A teacher from a top Auckland school who used the identity of a kiwi missing in the Australian outback to scam banks out of more than $67,000 will have to pay all the money back.
Auckland Grammar School economics, accounting and business studies teacher Rafe Callum Fannin, 36, also took two of his colleagues' driving licences to fraudulently set up bank accounts in fake names.
Between September 2014 and June this year, Fannin swindled $67,408 from banks and finance companies and gambled it all away.
His lawyer Luke Wilson suggested a reparation figure of more than $6000 would be appropriate considering he was jobless but Judge David Harvey ordered the entire amount be repaid.
"This was by no means accidental. It was calculated, well thought out and contained a significant amount of premeditation," he said.
The judge also sentenced Fannin to nine months home detention.

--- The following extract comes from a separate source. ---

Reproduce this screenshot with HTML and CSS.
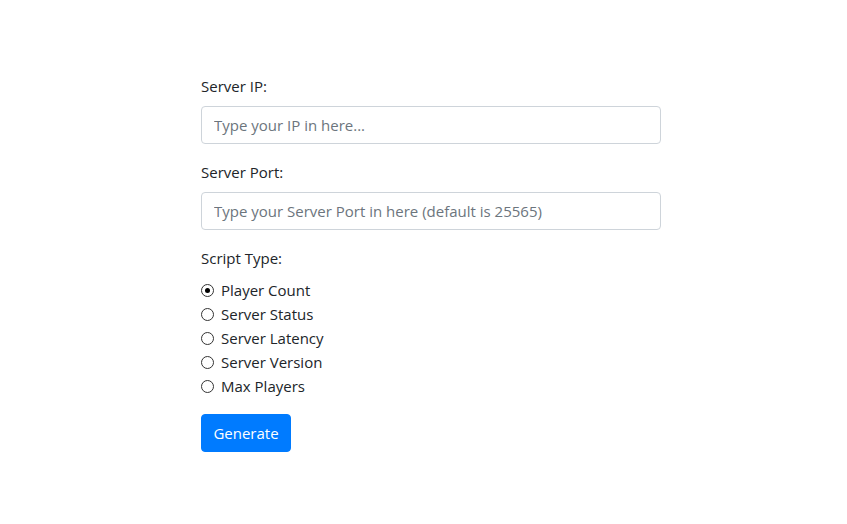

The teacher, who recently resigned but was suspended on paid leave while the matter went through court, previously admitted five charges of using a document for a pecuniary advantage and eight of obtaining by deception.
Fannin's fraud spree began when he found out about Jamie Stephen Herdman through Facebook.

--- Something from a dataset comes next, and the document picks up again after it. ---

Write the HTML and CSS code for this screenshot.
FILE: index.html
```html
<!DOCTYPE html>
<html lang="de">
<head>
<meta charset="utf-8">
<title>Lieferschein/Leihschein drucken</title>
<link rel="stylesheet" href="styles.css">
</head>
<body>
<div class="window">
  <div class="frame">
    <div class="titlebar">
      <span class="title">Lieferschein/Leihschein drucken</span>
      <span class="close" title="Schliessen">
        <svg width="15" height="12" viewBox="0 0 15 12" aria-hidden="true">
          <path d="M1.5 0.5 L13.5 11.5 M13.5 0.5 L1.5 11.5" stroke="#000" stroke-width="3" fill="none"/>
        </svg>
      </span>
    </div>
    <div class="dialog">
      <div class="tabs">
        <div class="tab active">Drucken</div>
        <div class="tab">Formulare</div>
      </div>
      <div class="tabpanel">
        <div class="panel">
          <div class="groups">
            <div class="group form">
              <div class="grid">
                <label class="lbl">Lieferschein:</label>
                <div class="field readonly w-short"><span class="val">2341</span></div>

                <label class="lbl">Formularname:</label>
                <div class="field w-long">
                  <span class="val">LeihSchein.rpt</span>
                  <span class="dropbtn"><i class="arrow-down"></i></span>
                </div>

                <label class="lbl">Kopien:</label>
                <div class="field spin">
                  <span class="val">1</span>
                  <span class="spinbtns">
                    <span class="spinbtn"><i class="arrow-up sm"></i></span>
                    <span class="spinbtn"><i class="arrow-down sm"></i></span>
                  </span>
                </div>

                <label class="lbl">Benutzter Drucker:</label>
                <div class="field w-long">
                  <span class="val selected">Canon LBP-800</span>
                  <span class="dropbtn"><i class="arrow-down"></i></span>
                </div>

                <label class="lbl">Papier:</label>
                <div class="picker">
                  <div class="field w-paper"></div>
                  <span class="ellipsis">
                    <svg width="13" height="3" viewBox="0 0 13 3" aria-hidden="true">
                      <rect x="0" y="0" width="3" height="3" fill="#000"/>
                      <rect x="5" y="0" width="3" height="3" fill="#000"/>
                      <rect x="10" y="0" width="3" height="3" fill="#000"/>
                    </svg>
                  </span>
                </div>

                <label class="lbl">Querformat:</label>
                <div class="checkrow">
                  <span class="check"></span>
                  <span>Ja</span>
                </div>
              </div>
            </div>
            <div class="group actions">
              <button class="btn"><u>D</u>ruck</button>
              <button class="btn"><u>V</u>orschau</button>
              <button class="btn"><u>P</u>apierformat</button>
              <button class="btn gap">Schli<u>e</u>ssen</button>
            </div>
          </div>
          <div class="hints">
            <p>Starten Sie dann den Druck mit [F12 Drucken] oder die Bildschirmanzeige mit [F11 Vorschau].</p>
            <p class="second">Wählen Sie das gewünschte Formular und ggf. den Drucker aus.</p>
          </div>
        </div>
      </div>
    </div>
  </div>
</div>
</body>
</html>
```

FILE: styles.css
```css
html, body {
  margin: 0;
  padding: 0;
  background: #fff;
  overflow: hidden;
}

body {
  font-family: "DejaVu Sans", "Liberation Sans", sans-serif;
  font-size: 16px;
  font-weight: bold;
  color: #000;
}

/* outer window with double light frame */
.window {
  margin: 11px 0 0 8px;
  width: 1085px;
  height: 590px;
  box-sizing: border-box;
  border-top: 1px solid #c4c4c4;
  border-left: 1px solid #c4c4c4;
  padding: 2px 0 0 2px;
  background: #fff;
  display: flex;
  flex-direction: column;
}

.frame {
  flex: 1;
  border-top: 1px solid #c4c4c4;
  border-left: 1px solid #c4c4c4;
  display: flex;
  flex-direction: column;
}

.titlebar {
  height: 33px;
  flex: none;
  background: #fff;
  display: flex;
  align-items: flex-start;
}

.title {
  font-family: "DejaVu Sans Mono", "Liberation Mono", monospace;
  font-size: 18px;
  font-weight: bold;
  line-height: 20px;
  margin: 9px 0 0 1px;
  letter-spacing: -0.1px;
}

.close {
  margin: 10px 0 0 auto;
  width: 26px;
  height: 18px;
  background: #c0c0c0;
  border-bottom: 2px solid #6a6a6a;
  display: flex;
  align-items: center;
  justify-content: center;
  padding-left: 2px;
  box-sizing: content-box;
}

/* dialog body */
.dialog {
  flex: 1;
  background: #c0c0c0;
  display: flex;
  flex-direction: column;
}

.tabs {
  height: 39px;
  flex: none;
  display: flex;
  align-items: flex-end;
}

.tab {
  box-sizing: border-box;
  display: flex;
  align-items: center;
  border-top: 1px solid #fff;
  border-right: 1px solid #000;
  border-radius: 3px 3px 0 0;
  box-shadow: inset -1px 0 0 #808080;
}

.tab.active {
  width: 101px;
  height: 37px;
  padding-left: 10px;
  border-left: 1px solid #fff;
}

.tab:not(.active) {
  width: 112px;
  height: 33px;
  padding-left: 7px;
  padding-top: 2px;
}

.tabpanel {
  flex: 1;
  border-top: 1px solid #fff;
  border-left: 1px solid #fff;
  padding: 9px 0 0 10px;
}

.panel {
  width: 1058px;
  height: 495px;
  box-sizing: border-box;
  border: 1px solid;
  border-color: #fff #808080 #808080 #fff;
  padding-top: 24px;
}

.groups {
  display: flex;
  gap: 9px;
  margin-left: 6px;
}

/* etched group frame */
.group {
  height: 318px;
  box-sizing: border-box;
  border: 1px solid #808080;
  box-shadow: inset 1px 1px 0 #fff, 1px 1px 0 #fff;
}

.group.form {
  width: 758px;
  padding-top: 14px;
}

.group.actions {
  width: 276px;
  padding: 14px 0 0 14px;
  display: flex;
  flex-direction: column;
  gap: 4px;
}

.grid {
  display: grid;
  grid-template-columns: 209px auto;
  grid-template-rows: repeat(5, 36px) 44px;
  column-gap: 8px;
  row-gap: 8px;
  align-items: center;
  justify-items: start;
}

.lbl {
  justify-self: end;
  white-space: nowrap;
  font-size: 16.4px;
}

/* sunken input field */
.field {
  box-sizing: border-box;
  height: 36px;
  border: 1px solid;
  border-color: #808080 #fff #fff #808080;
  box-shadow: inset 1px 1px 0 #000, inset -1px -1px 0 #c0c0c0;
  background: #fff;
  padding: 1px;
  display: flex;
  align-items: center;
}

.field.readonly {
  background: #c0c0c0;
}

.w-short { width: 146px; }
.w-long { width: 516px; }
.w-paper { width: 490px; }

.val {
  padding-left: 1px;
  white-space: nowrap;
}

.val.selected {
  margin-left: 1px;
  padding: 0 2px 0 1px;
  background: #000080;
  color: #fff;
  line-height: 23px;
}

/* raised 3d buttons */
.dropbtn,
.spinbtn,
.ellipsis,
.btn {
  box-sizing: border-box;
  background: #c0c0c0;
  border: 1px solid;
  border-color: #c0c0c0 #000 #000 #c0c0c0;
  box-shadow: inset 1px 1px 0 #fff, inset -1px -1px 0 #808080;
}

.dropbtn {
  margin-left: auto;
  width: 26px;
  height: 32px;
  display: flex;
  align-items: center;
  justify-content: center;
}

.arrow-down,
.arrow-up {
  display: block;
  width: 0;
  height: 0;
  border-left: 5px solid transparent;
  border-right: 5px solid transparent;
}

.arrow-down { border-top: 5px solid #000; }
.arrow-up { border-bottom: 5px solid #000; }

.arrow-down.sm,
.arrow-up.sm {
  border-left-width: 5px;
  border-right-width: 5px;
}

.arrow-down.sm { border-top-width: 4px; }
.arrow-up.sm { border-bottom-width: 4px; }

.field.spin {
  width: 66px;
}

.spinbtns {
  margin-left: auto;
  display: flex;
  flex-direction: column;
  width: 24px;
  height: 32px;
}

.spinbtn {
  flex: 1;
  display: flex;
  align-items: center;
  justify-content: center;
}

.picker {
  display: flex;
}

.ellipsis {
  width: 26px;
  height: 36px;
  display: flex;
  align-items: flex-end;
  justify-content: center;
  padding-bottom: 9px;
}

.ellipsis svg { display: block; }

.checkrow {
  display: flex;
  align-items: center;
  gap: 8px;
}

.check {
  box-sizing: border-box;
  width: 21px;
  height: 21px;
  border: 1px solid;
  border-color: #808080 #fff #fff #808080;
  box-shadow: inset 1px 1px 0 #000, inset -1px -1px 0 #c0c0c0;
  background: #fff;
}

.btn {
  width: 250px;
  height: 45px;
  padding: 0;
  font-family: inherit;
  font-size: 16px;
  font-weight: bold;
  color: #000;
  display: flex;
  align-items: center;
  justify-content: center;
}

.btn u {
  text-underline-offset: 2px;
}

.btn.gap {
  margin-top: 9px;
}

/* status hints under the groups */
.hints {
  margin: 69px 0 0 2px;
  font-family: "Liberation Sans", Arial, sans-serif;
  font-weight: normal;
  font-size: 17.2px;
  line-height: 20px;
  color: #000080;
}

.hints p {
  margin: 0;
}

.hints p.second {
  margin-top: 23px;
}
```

The Whakatane 26-year-old went was last seen hitchhiking in a remote area of Australia's Northern Territory in November 2006 and his vehicle was found abandoned by a pub.
Fannin managed to obtain Herdman's birth certificate from the Department of Internal Affairs and used that document, along with fake proof of address, to get a driver's licence in the missing man's name.
From there he successfully applied for credit cards from three banks, which he used for an $8000 spend up.
Fannin's offending became more sophisticated when he involved two men he taught with at Auckland Grammar - a top all-boys school in Epsom.
Unknown to the teachers, the defendant took the drivers' licences from their wallets and repeated his pattern of offending, opening bank accounts in their names.
Again he maxed out credit cards, but Fannin also realised he had access to greater amounts by using the fraudulent accounts to get finance.
When he was caught, at the end of June, he had racked up $67,408 in debt in other people's names.
Fannin told police he had committed the crimes "to feed an addiction to online gambling".
He said he intended to pay back the stolen money from his winnings and viewed the theft as "borrowing".
"But it wasn't anything like that really," Judge Harvey said.
"A person like you would be well aware the house always wins... it would be extremely unlikely if not impossible that you'd win enough gambling to pay the debts you had."
The business studies teacher was declared bankrupt by the Official Assignee in February 2013.